Learn · Guide 04

Discharge language

Discharge instructions are the one thing the patient takes home and reads. A scribe can draft them. The protective specifics are on you.

01Say what you didn’t find

Patients hear “your tests were normal” as “nothing is wrong.” Close that gap.

▼ false reassurance
“Your tests were normal. You’re fine to go home.”
▲ honest
“Your heart tests today did not show a heart attack. We didn’t find a clear cause, and some causes take time to show — so the warning signs below matter.”

02Return precautions, not “return if worse”
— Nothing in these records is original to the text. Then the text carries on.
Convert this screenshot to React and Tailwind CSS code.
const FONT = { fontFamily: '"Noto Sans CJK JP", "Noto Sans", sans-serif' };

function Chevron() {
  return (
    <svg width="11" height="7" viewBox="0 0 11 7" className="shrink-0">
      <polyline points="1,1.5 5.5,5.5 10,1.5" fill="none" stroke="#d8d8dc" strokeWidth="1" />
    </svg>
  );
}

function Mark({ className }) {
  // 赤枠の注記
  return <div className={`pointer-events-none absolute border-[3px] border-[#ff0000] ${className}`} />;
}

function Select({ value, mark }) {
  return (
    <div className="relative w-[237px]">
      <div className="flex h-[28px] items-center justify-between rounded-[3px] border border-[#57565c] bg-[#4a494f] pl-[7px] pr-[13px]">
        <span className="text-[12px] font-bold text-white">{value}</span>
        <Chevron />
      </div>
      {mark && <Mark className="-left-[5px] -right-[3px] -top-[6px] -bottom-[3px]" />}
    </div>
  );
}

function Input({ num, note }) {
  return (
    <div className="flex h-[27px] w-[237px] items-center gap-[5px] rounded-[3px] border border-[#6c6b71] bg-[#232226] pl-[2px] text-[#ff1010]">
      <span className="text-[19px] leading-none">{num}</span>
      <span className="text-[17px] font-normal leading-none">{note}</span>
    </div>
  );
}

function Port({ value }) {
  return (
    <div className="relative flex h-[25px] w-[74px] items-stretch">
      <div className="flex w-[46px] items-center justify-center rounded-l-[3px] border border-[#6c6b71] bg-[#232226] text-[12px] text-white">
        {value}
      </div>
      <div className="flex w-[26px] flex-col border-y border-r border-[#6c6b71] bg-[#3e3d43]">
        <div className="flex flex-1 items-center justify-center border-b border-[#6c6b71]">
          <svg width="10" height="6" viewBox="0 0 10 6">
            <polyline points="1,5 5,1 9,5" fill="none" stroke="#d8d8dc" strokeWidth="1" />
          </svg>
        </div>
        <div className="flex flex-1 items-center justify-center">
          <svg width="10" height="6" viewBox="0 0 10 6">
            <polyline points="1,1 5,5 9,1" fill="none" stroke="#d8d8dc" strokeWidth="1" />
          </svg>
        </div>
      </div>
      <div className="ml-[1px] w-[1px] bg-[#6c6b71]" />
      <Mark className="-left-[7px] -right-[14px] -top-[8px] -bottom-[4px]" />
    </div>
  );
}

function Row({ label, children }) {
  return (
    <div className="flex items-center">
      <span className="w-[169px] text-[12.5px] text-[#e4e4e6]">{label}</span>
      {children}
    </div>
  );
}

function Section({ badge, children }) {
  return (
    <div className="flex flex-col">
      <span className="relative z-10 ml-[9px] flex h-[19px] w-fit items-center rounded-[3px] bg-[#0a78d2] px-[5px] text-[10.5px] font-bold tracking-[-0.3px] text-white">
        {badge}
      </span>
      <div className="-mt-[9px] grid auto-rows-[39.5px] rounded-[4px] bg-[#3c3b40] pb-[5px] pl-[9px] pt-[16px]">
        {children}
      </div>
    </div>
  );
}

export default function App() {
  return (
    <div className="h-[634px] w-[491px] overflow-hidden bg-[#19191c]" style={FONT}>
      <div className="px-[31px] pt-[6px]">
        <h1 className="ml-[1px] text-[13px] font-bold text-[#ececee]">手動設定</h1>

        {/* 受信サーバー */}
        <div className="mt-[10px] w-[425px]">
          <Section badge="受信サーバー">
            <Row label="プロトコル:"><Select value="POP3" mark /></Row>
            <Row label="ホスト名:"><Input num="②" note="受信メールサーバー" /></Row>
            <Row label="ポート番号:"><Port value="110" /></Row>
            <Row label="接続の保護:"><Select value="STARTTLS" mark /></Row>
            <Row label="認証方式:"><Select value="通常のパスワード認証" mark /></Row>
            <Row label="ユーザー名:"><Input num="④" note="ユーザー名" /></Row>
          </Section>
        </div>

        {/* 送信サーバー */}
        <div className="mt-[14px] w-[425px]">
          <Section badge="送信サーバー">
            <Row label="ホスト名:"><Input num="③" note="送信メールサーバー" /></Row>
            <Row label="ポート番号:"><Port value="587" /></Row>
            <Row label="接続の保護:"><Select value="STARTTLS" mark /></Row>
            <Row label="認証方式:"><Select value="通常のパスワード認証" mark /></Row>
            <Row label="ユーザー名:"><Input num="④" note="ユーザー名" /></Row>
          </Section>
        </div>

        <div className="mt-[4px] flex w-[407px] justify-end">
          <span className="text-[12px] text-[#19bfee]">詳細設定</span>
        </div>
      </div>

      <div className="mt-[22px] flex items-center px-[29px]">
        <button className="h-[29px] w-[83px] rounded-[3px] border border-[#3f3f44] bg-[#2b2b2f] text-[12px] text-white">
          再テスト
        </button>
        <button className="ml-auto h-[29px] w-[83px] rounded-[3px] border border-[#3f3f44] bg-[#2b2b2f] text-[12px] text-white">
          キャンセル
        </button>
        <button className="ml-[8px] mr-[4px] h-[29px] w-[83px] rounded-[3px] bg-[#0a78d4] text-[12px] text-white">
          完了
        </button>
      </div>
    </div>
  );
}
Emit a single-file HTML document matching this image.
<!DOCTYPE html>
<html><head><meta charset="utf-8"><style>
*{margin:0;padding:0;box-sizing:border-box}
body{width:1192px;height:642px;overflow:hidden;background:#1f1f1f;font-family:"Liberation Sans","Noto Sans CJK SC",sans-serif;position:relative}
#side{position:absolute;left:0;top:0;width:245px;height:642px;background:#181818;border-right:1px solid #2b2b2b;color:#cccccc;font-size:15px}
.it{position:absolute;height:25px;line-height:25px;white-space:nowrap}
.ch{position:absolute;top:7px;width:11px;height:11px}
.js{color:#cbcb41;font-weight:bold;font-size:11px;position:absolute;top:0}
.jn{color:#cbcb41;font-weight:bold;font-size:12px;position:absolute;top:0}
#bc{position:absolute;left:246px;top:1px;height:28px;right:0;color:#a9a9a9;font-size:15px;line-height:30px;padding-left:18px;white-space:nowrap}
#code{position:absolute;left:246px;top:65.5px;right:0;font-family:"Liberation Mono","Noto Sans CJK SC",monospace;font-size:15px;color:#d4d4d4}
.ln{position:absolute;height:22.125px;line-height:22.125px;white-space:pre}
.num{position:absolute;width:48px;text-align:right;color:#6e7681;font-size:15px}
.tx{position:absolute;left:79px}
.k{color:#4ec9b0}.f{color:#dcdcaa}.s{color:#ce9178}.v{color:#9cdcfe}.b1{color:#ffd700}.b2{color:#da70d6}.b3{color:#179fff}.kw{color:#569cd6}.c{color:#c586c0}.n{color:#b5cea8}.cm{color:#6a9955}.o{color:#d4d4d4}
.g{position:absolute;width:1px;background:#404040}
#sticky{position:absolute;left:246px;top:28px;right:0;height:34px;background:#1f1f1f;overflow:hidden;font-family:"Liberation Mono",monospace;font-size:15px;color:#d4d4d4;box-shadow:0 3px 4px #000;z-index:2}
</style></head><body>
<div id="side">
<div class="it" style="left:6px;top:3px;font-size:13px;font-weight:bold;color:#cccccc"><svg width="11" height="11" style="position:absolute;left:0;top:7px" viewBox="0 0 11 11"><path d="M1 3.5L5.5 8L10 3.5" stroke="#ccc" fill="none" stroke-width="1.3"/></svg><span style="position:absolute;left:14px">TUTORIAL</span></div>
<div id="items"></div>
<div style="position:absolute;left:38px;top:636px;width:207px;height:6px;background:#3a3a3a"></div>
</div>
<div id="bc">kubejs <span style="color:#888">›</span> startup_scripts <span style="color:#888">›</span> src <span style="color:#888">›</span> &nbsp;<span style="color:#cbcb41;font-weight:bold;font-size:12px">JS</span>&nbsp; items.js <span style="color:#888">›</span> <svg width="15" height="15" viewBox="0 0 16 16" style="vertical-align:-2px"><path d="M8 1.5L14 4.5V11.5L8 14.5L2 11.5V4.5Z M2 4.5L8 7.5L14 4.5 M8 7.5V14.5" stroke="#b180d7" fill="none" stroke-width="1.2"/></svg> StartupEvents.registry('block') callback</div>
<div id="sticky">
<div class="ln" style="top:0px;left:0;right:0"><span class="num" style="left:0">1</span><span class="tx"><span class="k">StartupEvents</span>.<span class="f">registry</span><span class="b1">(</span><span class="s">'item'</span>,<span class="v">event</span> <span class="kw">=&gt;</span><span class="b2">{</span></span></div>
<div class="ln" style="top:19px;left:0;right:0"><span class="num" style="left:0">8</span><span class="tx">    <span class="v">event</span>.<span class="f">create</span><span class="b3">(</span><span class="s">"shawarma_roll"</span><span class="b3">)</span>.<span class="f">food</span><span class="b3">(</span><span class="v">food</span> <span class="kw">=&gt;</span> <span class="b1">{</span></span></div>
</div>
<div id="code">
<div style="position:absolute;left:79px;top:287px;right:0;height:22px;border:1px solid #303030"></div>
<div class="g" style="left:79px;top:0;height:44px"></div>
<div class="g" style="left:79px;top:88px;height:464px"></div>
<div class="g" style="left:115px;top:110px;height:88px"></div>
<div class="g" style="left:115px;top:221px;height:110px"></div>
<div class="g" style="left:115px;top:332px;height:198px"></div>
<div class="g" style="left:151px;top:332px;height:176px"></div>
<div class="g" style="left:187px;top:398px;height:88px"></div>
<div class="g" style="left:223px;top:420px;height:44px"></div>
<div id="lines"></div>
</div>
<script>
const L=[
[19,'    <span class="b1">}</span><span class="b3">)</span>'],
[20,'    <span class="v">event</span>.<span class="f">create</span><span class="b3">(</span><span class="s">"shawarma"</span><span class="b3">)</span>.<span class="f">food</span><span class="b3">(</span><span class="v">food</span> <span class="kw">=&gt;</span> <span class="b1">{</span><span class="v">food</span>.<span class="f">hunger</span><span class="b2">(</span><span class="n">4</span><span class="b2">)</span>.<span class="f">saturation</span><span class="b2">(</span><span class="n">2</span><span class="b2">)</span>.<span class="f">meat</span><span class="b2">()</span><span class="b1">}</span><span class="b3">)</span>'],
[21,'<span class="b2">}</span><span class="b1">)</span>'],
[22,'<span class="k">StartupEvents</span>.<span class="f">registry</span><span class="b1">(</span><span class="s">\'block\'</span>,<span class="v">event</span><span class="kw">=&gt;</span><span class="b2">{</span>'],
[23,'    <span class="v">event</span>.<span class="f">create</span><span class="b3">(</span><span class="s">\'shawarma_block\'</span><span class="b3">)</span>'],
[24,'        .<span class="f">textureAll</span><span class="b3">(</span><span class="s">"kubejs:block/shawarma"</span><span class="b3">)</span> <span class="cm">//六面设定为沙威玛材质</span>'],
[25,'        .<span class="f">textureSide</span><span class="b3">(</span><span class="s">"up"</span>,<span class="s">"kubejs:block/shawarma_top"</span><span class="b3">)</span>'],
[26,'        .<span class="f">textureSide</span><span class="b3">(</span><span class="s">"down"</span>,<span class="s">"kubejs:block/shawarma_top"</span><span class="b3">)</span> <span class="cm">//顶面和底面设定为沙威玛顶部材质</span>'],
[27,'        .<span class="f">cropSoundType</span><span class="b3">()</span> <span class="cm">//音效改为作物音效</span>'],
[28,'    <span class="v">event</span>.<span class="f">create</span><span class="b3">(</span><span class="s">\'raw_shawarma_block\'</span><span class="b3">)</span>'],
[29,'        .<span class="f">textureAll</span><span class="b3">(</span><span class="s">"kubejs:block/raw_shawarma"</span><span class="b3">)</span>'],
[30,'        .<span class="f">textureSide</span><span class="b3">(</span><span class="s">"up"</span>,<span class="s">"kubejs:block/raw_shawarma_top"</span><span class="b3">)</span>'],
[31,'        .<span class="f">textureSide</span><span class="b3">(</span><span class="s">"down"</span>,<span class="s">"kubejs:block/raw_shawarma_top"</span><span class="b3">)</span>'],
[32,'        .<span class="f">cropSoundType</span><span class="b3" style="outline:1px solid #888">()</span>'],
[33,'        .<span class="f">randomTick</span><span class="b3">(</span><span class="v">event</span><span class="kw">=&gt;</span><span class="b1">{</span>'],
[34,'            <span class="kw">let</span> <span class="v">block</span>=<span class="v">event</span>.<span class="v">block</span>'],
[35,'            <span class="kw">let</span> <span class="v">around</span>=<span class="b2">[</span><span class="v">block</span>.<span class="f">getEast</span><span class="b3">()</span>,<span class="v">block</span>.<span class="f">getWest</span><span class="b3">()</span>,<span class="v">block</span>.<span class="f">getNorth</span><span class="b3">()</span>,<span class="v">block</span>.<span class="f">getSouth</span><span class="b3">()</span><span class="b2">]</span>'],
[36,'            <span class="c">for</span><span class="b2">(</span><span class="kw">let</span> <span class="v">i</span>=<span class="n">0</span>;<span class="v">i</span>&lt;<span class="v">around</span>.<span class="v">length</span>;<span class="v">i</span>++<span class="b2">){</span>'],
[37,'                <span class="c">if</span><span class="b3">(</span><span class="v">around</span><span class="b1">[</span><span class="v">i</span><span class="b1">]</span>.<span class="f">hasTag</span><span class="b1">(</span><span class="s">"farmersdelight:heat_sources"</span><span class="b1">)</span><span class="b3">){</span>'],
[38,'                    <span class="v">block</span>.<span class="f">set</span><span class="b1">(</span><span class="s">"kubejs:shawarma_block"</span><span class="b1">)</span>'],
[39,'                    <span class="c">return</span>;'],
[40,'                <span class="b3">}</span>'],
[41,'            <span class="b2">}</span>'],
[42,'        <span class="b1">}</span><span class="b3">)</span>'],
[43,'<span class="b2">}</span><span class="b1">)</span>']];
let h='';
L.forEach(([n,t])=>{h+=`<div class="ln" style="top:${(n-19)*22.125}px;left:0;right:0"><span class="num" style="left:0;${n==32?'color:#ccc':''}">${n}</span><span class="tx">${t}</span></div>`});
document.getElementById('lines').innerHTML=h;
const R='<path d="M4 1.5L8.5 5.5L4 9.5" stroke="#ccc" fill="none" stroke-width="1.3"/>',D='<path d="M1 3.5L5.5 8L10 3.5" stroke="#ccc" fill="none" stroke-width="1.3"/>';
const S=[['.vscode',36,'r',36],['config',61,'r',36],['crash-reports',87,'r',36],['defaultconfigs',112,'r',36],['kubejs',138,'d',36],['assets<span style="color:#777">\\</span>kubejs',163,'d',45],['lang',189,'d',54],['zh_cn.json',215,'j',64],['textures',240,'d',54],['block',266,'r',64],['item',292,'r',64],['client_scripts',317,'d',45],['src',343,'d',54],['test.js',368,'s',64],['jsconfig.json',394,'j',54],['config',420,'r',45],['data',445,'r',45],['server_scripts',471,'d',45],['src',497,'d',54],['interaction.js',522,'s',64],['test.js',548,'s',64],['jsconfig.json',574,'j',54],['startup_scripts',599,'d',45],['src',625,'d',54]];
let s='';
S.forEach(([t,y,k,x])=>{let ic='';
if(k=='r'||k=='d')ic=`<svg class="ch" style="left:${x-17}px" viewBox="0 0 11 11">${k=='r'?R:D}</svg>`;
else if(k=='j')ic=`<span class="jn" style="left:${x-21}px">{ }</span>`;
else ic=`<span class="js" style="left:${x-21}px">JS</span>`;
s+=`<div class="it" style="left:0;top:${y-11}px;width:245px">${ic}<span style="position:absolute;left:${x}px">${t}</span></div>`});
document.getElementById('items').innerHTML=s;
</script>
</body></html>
“Worse” is a feeling to a patient and a list to you. Write the list, in plain words.1

▼ hollow
“Return to the ED if symptoms worsen.”
▲ usable
“Come back right away for: chest pain, trouble breathing, fainting, or a fast or irregular heartbeat. Sooner if you’re worried.”

03Make follow-up real

“Follow up with your doctor” is a hope, not a plan. Name the clinician or service and a timeframe. For a borderline discharge, add that the patient understood and can get there.2

Build it

The Discharge & Reassessment tool gives you complaint-specific return precautions plus a chart note and a plain-language patient copy.

Educational only. Synthetic examples. Not medical advice.

References

  1. Taylor DM, Cameron PA. Discharge instructions for emergency department patients. J Accid Emerg Med. 2000;17(2):86–90.
  2. Engel KG, Heisler M, Smith DM, et al. Patient comprehension of emergency department care and instructions. Ann Emerg Med. 2009;53(4):454–461.